Making requests of G-d is a type of prayer and perfectly appropriate – but not what we would call tefila. And if requests (or demands) of G-d are the sum and substance of our worship, then such an experience can easily leave us desiccated and disappointed, frustrated and flustered, bigheaded and bored with the entire process. It is not always about us.
I was chatting recently with a high school administrator about the well known difficulties of tefila among high school youth. They are bored and bewildered by the whole experience, and every school labors to find the right mechanism to inspire their students. He deduced that too many people pray – even come to synagogue – for two bad reasons: coercion and guilt. Some are forced to (as in high school, or in the case of adults who want to be part of a community or social group for which one price of admission is weekly attendance at synagogue). Others feel guilty not doing it. He related to me that when he was 20 years old, he was learning in shul before Mincha on Yom Kippur when an older man walked up to him, expressing surprise that he was learning just for the sake of learning – and said that he is in shul for only one reason – and this was on Yom Kippur day (!): if he weren’t, his father would be spinning in his grave. Guilt.

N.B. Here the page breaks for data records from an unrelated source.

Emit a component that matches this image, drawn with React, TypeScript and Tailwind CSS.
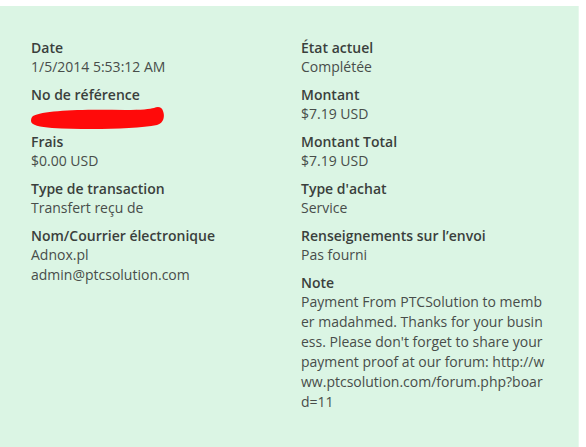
import React from 'react';

type Field = { label: string; values?: string[]; redacted?: boolean };

const LEFT: Field[] = [
  { label: 'Date', values: ['1/5/2014 5:53:12 AM'] },
  { label: 'No de référence', redacted: true },
  { label: 'Frais', values: ['$0.00 USD'] },
  { label: 'Type de transaction', values: ['Transfert reçu de'] },
  { label: 'Nom/Courrier électronique', values: ['Adnox.pl', 'admin@ptcsolution.com'] },
];

// the note is shown hard-wrapped, the way the source page cuts it
const RIGHT: Field[] = [
  { label: 'État actuel', values: ['Complétée'] },
  { label: 'Montant', values: ['$7.19 USD'] },
  { label: 'Montant Total', values: ['$7.19 USD'] },
  { label: "Type d'achat", values: ['Service'] },
  { label: "Renseignements sur l’envoi", values: ['Pas fourni'] },
  {
    label: 'Note',
    values: [
      'Payment From PTCSolution to memb',
      'er madahmed. Thanks for your busin',
      "ess. Please don't forget to share your",
      'payment proof at our forum: http://w',
      'ww.ptcsolution.com/forum.php?boar',
      'd=11',
    ],
  },
];

// red marker scribble over the reference number
const Scribble = () => (
  <svg width="136" height="24" viewBox="0 0 136 24" className="block">
    <path
      d="M3,10 C14,4 55,3 95,4 C112,4 120,3 124,2 C128,0 132,1 133,5 C135,10 134,17 127,19 C106,23 60,24 22,22 C10,21 1,19 1,15 C1,12 2,11 3,10 Z"
      fill="#ff0a0a"
    />
  </svg>
);

const Block = ({ field }: { field: Field }) => (
  <div className="mb-[8px]">
    <div className="font-semibold text-[#3a3f3c] leading-[19px]">{field.label}</div>
    {field.redacted ? (
      <div className="h-[20px] -ml-[1px] pt-[2px]">
        <Scribble />
      </div>
    ) : (
      field.values?.map((v, i) => (
        <div key={i} className="text-[#484d4a] leading-[20px] whitespace-nowrap">
          {v}
        </div>
      ))
    )}
  </div>
);

export default function App() {
  return (
    <div className="w-[586px] h-[447px] bg-white overflow-hidden" style={{ fontFamily: '"Open Sans", sans-serif' }}>
      <div className="mt-[6px] w-[579px] h-[441px] bg-[#dbf5e4] border-r border-[#e6f8ec] pt-[32px] pl-[31px] text-[14px]">
        <div className="flex">
          <div className="w-[270px] flex flex-col">
            {LEFT.map(f => (
              <Block key={f.label} field={f} />
            ))}
          </div>
          <div className="w-[250px] flex flex-col">
            {RIGHT.map(f => (
              <Block key={f.label} field={f} />
            ))}
          </div>
        </div>
      </div>
    </div>
  );
}
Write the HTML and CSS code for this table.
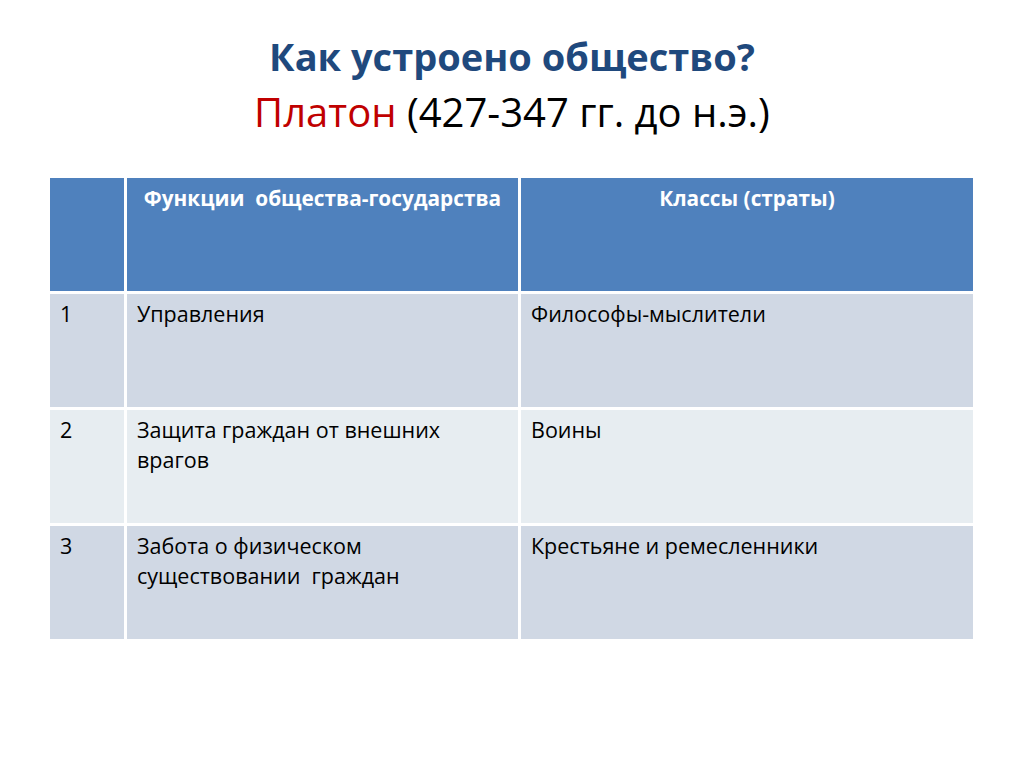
FILE: index.html
```html
<!DOCTYPE html>
<html lang="ru">
<head>
<meta charset="utf-8">
<title>Как устроено общество?</title>
<link rel="stylesheet" href="styles.css">
</head>
<body>
<div class="slide">
  <h1 class="title">
    <span class="title-line1">Как устроено общество?</span>
    <span class="title-line2"><span class="name">Платон</span> (427-347 гг. до н.э.)</span>
  </h1>
  <div class="table">
    <div class="cell head"></div>
    <div class="cell head center">Функции&nbsp; общества-государства</div>
    <div class="cell head center">Классы (страты)</div>

    <div class="cell odd">1</div>
    <div class="cell odd">Управления</div>
    <div class="cell odd">Философы-мыслители</div>

    <div class="cell even">2</div>
    <div class="cell even">Защита граждан от внешних врагов</div>
    <div class="cell even">Воины</div>

    <div class="cell odd">3</div>
    <div class="cell odd">Забота о физическом существовании&nbsp; граждан</div>
    <div class="cell odd">Крестьяне и ремесленники</div>
  </div>
</div>
</body>
</html>
```

FILE: styles.css
```css
html, body {
  margin: 0;
  padding: 0;
  background: #ffffff;
}

.slide {
  width: 1024px;
  height: 767px;
  font-family: "Open Sans", "Noto Sans", "DejaVu Sans", sans-serif;
  padding-top: 29px;
  box-sizing: border-box;
}

.title {
  margin: 0 0 39px 0;
  text-align: center;
  line-height: 55px;
  font-weight: normal;
}

.title-line1 {
  display: block;
  color: #1f497d;
  font-weight: 700;
  font-size: 38px;
}

.title-line2 {
  display: block;
  color: #000000;
  font-size: 40px;
}

.name {
  color: #c00000;
}

.table {
  margin-left: 50px;
  width: 923px;
  display: grid;
  grid-template-columns: 74px 391px 452px;
  grid-template-rows: 113px 113px 113px 113px;
  gap: 3px;
  background: #ffffff;
}

.cell {
  box-sizing: border-box;
  padding: 5px 10px 0 10px;
  font-size: 21.5px;
  line-height: 30px;
  color: #000000;
}

.head {
  background: #4f81bd;
  color: #ffffff;
  font-weight: 700;
  font-size: 20.8px;
}

.center {
  text-align: center;
}

.odd {
  background: #d0d8e4;
}

.even {
  background: #e7edf1;
}
```
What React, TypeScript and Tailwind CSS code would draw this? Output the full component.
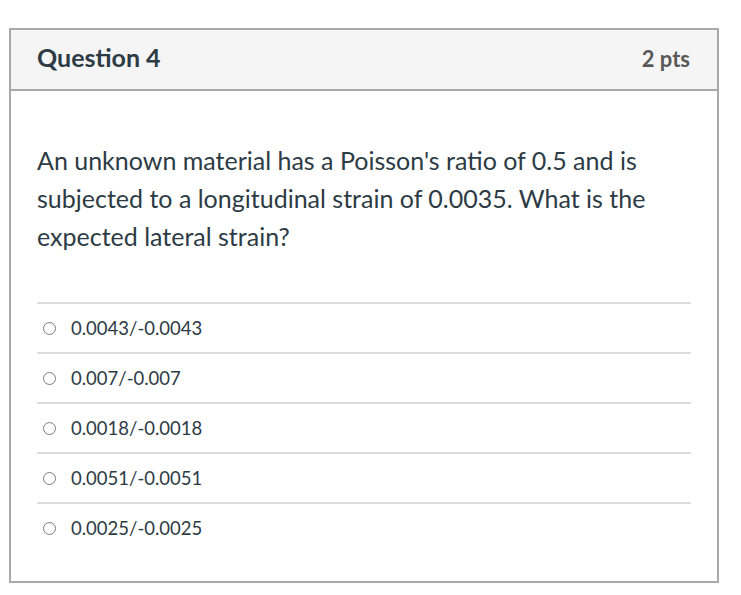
export default function App() {
  const answers = [
    '0.0043/-0.0043',
    '0.007/-0.007',
    '0.0018/-0.0018',
    '0.0051/-0.0051',
    '0.0025/-0.0025',
  ]

  return (
    <main className="min-h-screen bg-white pl-[9px] pt-[28px] font-['Lato',sans-serif]">
      <div className="w-[710px] h-[555px] border-2 border-[#a9a9a9] flex flex-col">
        {/* HEADER */}
        <header className="h-[61px] shrink-0 bg-[#f5f5f5] border-b-2 border-[#a9a9a9] flex items-center justify-between pl-[26px] pr-[27px] pb-[3px]">
          <h2 className="text-[25px] font-bold text-[#2d3b45]">Question 4</h2>
          <span className="text-[22px] font-bold text-[#595959]">2 pts</span>
        </header>

        {/* BODY */}
        <section className="px-[26px] pt-[50px]">
          <p className="text-[25px] leading-[38px] text-[#2d3b45]">
            An unknown material has a Poisson's ratio of 0.5 and is subjected to a longitudinal strain of 0.0035. What is the
            expected lateral strain?
          </p>

          <div className="mt-[47px]">
            {answers.map((a) => (
              <label
                key={a}
                className="h-[50px] border-t-2 border-[#dddddd] flex items-center gap-[15px] pl-[6px] pt-[1px]"
              >
                <span className="w-[13px] h-[13px] rounded-full border border-[#7a7a7a] bg-white shrink-0" />
                <span className="text-[18.5px] text-[#2d3b45]">{a}</span>
              </label>
            ))}
          </div>
        </section>
      </div>
    </main>
  )
}
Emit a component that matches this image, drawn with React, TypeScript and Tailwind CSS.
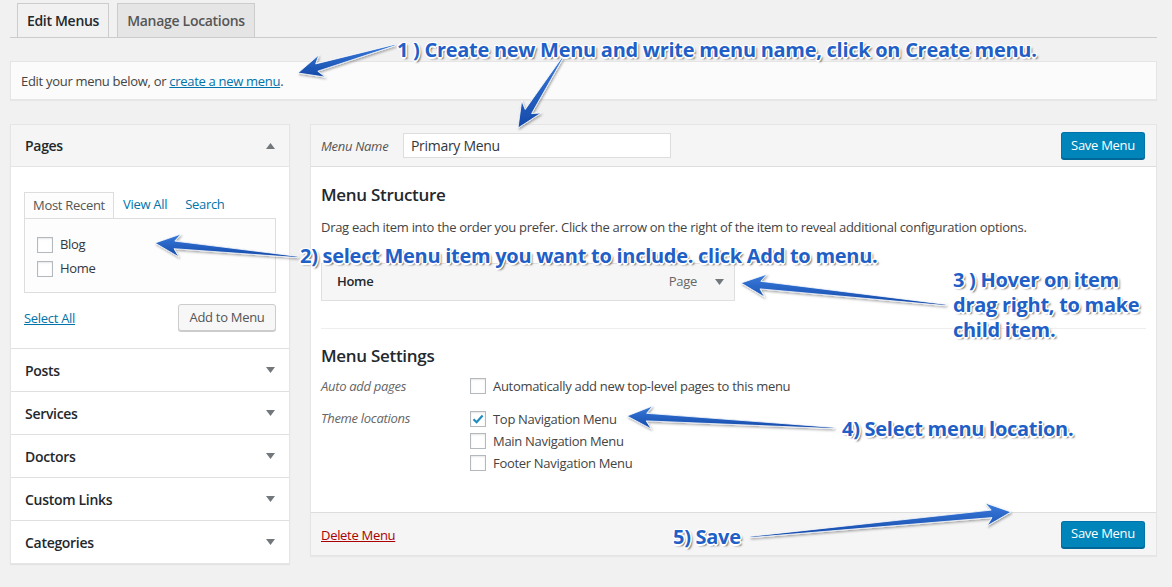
import React from "react";

type Arrow = { x1: number; y1: number; x2: number; y2: number };

const arrows: Arrow[] = [
  { x1: 395, y1: 45, x2: 298, y2: 73 },
  { x1: 563, y1: 57, x2: 518, y2: 128 },
  { x1: 298, y1: 257, x2: 155, y2: 243 },
  { x1: 946, y1: 305, x2: 741, y2: 283 },
  { x1: 834, y1: 428, x2: 627, y2: 416 },
  { x1: 750, y1: 537, x2: 1011, y2: 512 },
];

function arrowPoints({ x1, y1, x2, y2 }: Arrow): string {
  const dx = x2 - x1;
  const dy = y2 - y1;
  const len = Math.hypot(dx, dy);
  const ux = dx / len, uy = dy / len;
  const nx = -uy, ny = ux;
  const H = 25, W = 11.5, w = 3.8, t = 0.6;
  const pts: [number, number][] = [
    [x1 + nx * t, y1 + ny * t],
    [x2 - ux * H * 0.78 + nx * w, y2 - uy * H * 0.78 + ny * w],
    [x2 - ux * H + nx * W, y2 - uy * H + ny * W],
    [x2, y2],
    [x2 - ux * H - nx * W, y2 - uy * H - ny * W],
    [x2 - ux * H * 0.78 - nx * w, y2 - uy * H * 0.78 - ny * w],
    [x1 - nx * t, y1 - ny * t],
  ];
  return pts.map((p) => `${p[0].toFixed(1)},${p[1].toFixed(1)}`).join(" ");
}

function Note({ children, className }: { children: React.ReactNode; className: string }) {
  return (
    <div
      className={`absolute whitespace-nowrap font-['Open_Sans',sans-serif] text-[20px] font-bold leading-[25px] tracking-[-0.28px] text-[#1f5fc6] [text-shadow:-1px_-1px_0_#fff,1px_-1px_0_#fff,-1px_1px_0_#fff,1px_1px_0_#fff,0_-1.5px_0_#fff,0_1.5px_0_#fff,-1.5px_0_0_#fff,1.5px_0_0_#fff,2px_2px_2px_#666] ${className}`}
    >
      {children}
    </div>
  );
}

function Checkbox({ checked = false }: { checked?: boolean }) {
  return (
    <span className="flex h-4 w-4 shrink-0 items-center justify-center border border-[#b4b9be] bg-white shadow-[inset_0_1px_2px_rgba(0,0,0,0.1)]">
      {checked && (
        <svg width="14" height="14" viewBox="0 0 14 14">
          <path d="M2.5 7.2 L5.6 10.2 L11.6 3.6" fill="none" stroke="#1e8cbe" strokeWidth="2.2" />
        </svg>
      )}
    </span>
  );
}

function Tri({ up = false }: { up?: boolean }) {
  return (
    <svg width="9" height="6" viewBox="0 0 9 6" className="shrink-0">
      <path d={up ? "M0 6 L4.5 0 L9 6 Z" : "M0 0 L9 0 L4.5 6 Z"} fill="#72777c" />
    </svg>
  );
}

function SaveButton() {
  return (
    <button
      type="button"
      className="h-[27px] w-[84px] rounded-[3px] border border-[#0073aa] border-b-[#006799] bg-[#0085ba] text-[13px] text-white shadow-[0_1px_0_#006799]"
    >
      Save Menu
    </button>
  );
}

const sections = ["Posts", "Services", "Doctors", "Custom Links", "Categories"];

export default function App() {
  return (
    <div className="relative h-[587px] w-[1172px] overflow-hidden bg-[#f1f1f1] font-['Open_Sans',sans-serif] text-[13px] tracking-[-0.3px] text-[#444]">
      {/* tabs */}
      <div className="ml-[10px] mr-[15px] flex gap-[8px] border-b border-[#ccc] pl-[7px] pt-[3px]">
        <div className="flex h-[34px] w-[92px] items-center justify-center border border-b-0 border-[#ccc] bg-[#f1f1f1] text-[14px] font-semibold text-[#23282d]">
          Edit Menus
        </div>
        <div className="flex h-[34px] w-[138px] items-center justify-center border border-b-0 border-[#ccc] bg-[#e5e5e5] text-[14px] font-semibold text-[#555]">
          Manage Locations
        </div>
      </div>

      {/* notice */}
      <div className="ml-[10px] mr-[15px] mt-[23px] flex h-[39px] items-center border border-[#e5e5e5] bg-[#fbfbfb] pl-[10px] pt-[2px] text-[#444] shadow-[0_1px_1px_rgba(0,0,0,0.04)]">
        Edit your menu below, or&nbsp;
        <span className="text-[#0073aa] underline">create a new menu</span>.
      </div>

      {/* main */}
      <div className="ml-[10px] mr-[15px] mt-[24px] flex items-start gap-[20px]">
        {/* left column */}
        <div className="w-[280px] shrink-0 border border-[#e5e5e5] bg-white shadow-[0_1px_1px_rgba(0,0,0,0.06)]">
          <div className="flex h-[42px] items-center justify-between border-b border-[#e5e5e5] bg-[#f5f5f5] pl-[14px] pr-[14px] text-[14px] font-semibold text-[#23282d]">
            Pages
            <Tri up />
          </div>
          <div className="h-[181px] px-[13px] pt-[25px]">
            <div className="flex items-end">
              <div className="flex h-[26px] w-[90px] items-center justify-center border border-b-0 border-[#ddd] bg-[#fdfdfd] text-[#555]">
                Most Recent
              </div>
              <div className="flex h-[26px] items-center pl-[9px] text-[#0073aa]">View All</div>
              <div className="flex h-[26px] items-center pl-[18px] text-[#0073aa]">Search</div>
            </div>
            <div className="flex h-[75px] flex-col gap-[4px] border border-[#ddd] bg-[#fdfdfd] pl-[12px] pt-[16px] text-[#32373c]">
              <label className="flex h-[20px] items-center gap-[7px]">
                <Checkbox /> Blog
              </label>
              <label className="flex h-[20px] items-center gap-[7px]">
                <Checkbox /> Home
              </label>
            </div>
            <div className="mt-[11px] flex items-center justify-between">
              <span className="pt-[2px] text-[#0073aa] underline">Select All</span>
              <button
                type="button"
                className="h-[27px] w-[98px] rounded-[3px] border border-[#ccc] bg-[#f7f7f7] text-[#555] shadow-[0_1px_0_#ccc]"
              >
                Add to Menu
              </button>
            </div>
          </div>
          {sections.map((s) => (
            <div
              key={s}
              className="flex h-[43px] items-center justify-between border-t border-[#e0e0e0] pl-[14px] pr-[14px] text-[14px] font-semibold text-[#23282d]"
            >
              {s}
              <Tri />
            </div>
          ))}
        </div>

        {/* right column */}
        <div className="flex-1 border border-[#e5e5e5] bg-white shadow-[0_1px_1px_rgba(0,0,0,0.04)]">
          <div className="flex h-[42px] items-center border-b border-[#ddd] bg-[#f5f5f5] pl-[10px] pr-[11px]">
            <span className="w-[82px] pt-[3px] italic text-[#555]">Menu Name</span>
            <div className="flex h-[25px] w-[268px] items-center border border-[#ddd] bg-white pl-[7px] text-[14px] text-[#32373c]">
              Primary Menu
            </div>
            <div className="ml-auto">
              <SaveButton />
            </div>
          </div>

          <div className="h-[345px] px-[10px] pt-[17px]">
            <h3 className="text-[17px] font-semibold leading-[22px] text-[#23282d]">Menu Structure</h3>
            <p className="mt-[11px] leading-[20px] text-[#444]">
              Drag each item into the order you prefer. Click the arrow on the right of the item to reveal additional
              configuration options.
            </p>
            <div className="mt-[26px] flex h-[38px] w-[414px] items-center border border-[#dfdfdf] bg-[#f6f6f6] pl-[15px] pr-[10px]">
              <span className="font-semibold text-[#23282d]">Home</span>
              <span className="ml-auto text-[#666]">Page</span>
              <span className="ml-[18px]">
                <Tri />
              </span>
            </div>
            <div className="mt-[27px] border-t border-[#eee]" />
            <h3 className="mt-[16px] text-[17px] font-semibold leading-[22px] text-[#23282d]">Menu Settings</h3>
            <div className="mt-[9px] flex leading-[20px]">
              <span className="w-[149px] italic text-[#666]">Auto add pages</span>
              <label className="flex items-center gap-[7px] text-[#444]">
                <Checkbox /> Automatically add new top-level pages to this menu
              </label>
            </div>
            <div className="mt-[12px] flex leading-[20px]">
              <span className="w-[149px] italic text-[#666]">Theme locations</span>
              <div className="flex flex-col gap-[2px] pt-[1px]">
                <label className="flex items-center gap-[7px] text-[#444]">
                  <Checkbox checked /> Top Navigation Menu
                </label>
                <label className="flex items-center gap-[7px] text-[#444]">
                  <Checkbox /> Main Navigation Menu
                </label>
                <label className="flex items-center gap-[7px] text-[#444]">
                  <Checkbox /> Footer Navigation Menu
                </label>
              </div>
            </div>
          </div>

          <div className="flex h-[43px] items-center justify-between border-t border-[#ddd] bg-[#f5f5f5] pl-[10px] pr-[11px]">
            <span className="pt-[4px] text-[#a00] underline">Delete Menu</span>
            <SaveButton />
          </div>
        </div>
      </div>

      {/* annotations */}
      <div className="pointer-events-none absolute inset-0">
        <svg width="1172" height="587" className="absolute left-0 top-0">
          <defs>
            <linearGradient id="ag" x1="0" y1="0" x2="0" y2="1">
              <stop offset="0" stopColor="#3a7bdc" />
              <stop offset="1" stopColor="#1449a8" />
            </linearGradient>
            <filter id="as" x="-10%" y="-10%" width="120%" height="130%">
              <feDropShadow dx="1" dy="1.5" stdDeviation="1" floodColor="#000" floodOpacity="0.35" />
            </filter>
          </defs>
          {arrows.map((a, i) => (
            <polygon key={i} points={arrowPoints(a)} fill="url(#ag)" stroke="#fff" strokeWidth="0.8" filter="url(#as)" />
          ))}
        </svg>
        <Note className="left-[397px] top-[37px]">1 ) Create new Menu and write menu name, click on Create menu.</Note>
        <Note className="left-[300px] top-[243px]">2) select Menu item you want to include. click Add to menu.</Note>
        <Note className="left-[953px] top-[267px]">
          3 ) Hover on item
          <br />
          drag right, to make
          <br />
          child item.
        </Note>
        <Note className="left-[842px] top-[416px]">4) Select menu location.</Note>
        <Note className="left-[673px] top-[524px]">5) Save</Note>
      </div>
    </div>
  );
}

Too many people come to synagogue with those motivations, and it is typically reflected in their level of interest and behavior, and the quality of their davening – and perceived quite easily by their children. But that’s what happens when tefila becomes only asking for things, a laundry list of requests from G-d as Santa Claus. No wonder teens find it hard to daven – how much do they have to ask for (we give them almost everything), and how much of our daily tefila really involves these supplications? Perhaps 5 minutes out of 30, not much at all.
Rav Kook wrote that true tefila emerges from a thirst for G-d – itself a rare sensation today – and must be directed at Him in totality, and not to a particular attribute like His compassion. Rav Kook characterized tefila as “service of G-d with one’s emotions,” contrasting it with Torah study that is “service of G-d with one’s intellect.” That is not to say that the intellect plays no role in tefila; it is to say that prayer and Torah study are two different experiences. I note parenthetically that both the ArtScroll siddur, and the new Rabbi Sacks siddur are fine works (each with its own passionate advocates), with many fascinating insights about tefila. Both are filled with ideas, but both are missing something – the heart, the experience of standing before the King of Kings, and the sense of awe and reverence that should engender. But that cannot come from a siddur – that has to come from us.
Those siddurim tell us what to contemplate, but not what to experience. They cannot convey the prayer that Rav Kook described as the “revelation of the depth of the soul,” and the spontaneous outpouring of the real person. The real person, as Rav Kook saw it, is primarily expressed through the emotions, not the intellect. The proof is that we don’t always obey the intellect – but we always know how we feel. (Of course, ideally, our emotions are shaped by our intellectual attainments.) That is the part of the human personality that is accessed during prayer, and that is why we – who often live purposely superficial existences – can find prayer difficult and exasperating.
Pharaoh of old knew only begging, until the very end when he asked Moshe to bless him – in the language of tefila and not the language of begging. Until then, Pharaoh’s heart hardened after each time he sought Moshe’s intercession – because the beggar is never satisfied. There are always new requests that have to be granted. Prayer as begging will always be inherently unsatisfying, always leave us wanting more – more things, not more tefila. Requests are a part of tefila, but not an essential part.
What makes tefila difficult is what makes it so sublime. It is not the quota of words we say or even our mouths that utter them – but rather the expression of what is inside us – our thoughts, our feelings, the framework and mindset with which we stand before G-d. Such prayer requires patience, practice and effort – but such prayer can be a joy, an inspiration, and an example for us and to mankind as to the way to properly relate to and serve the Creator.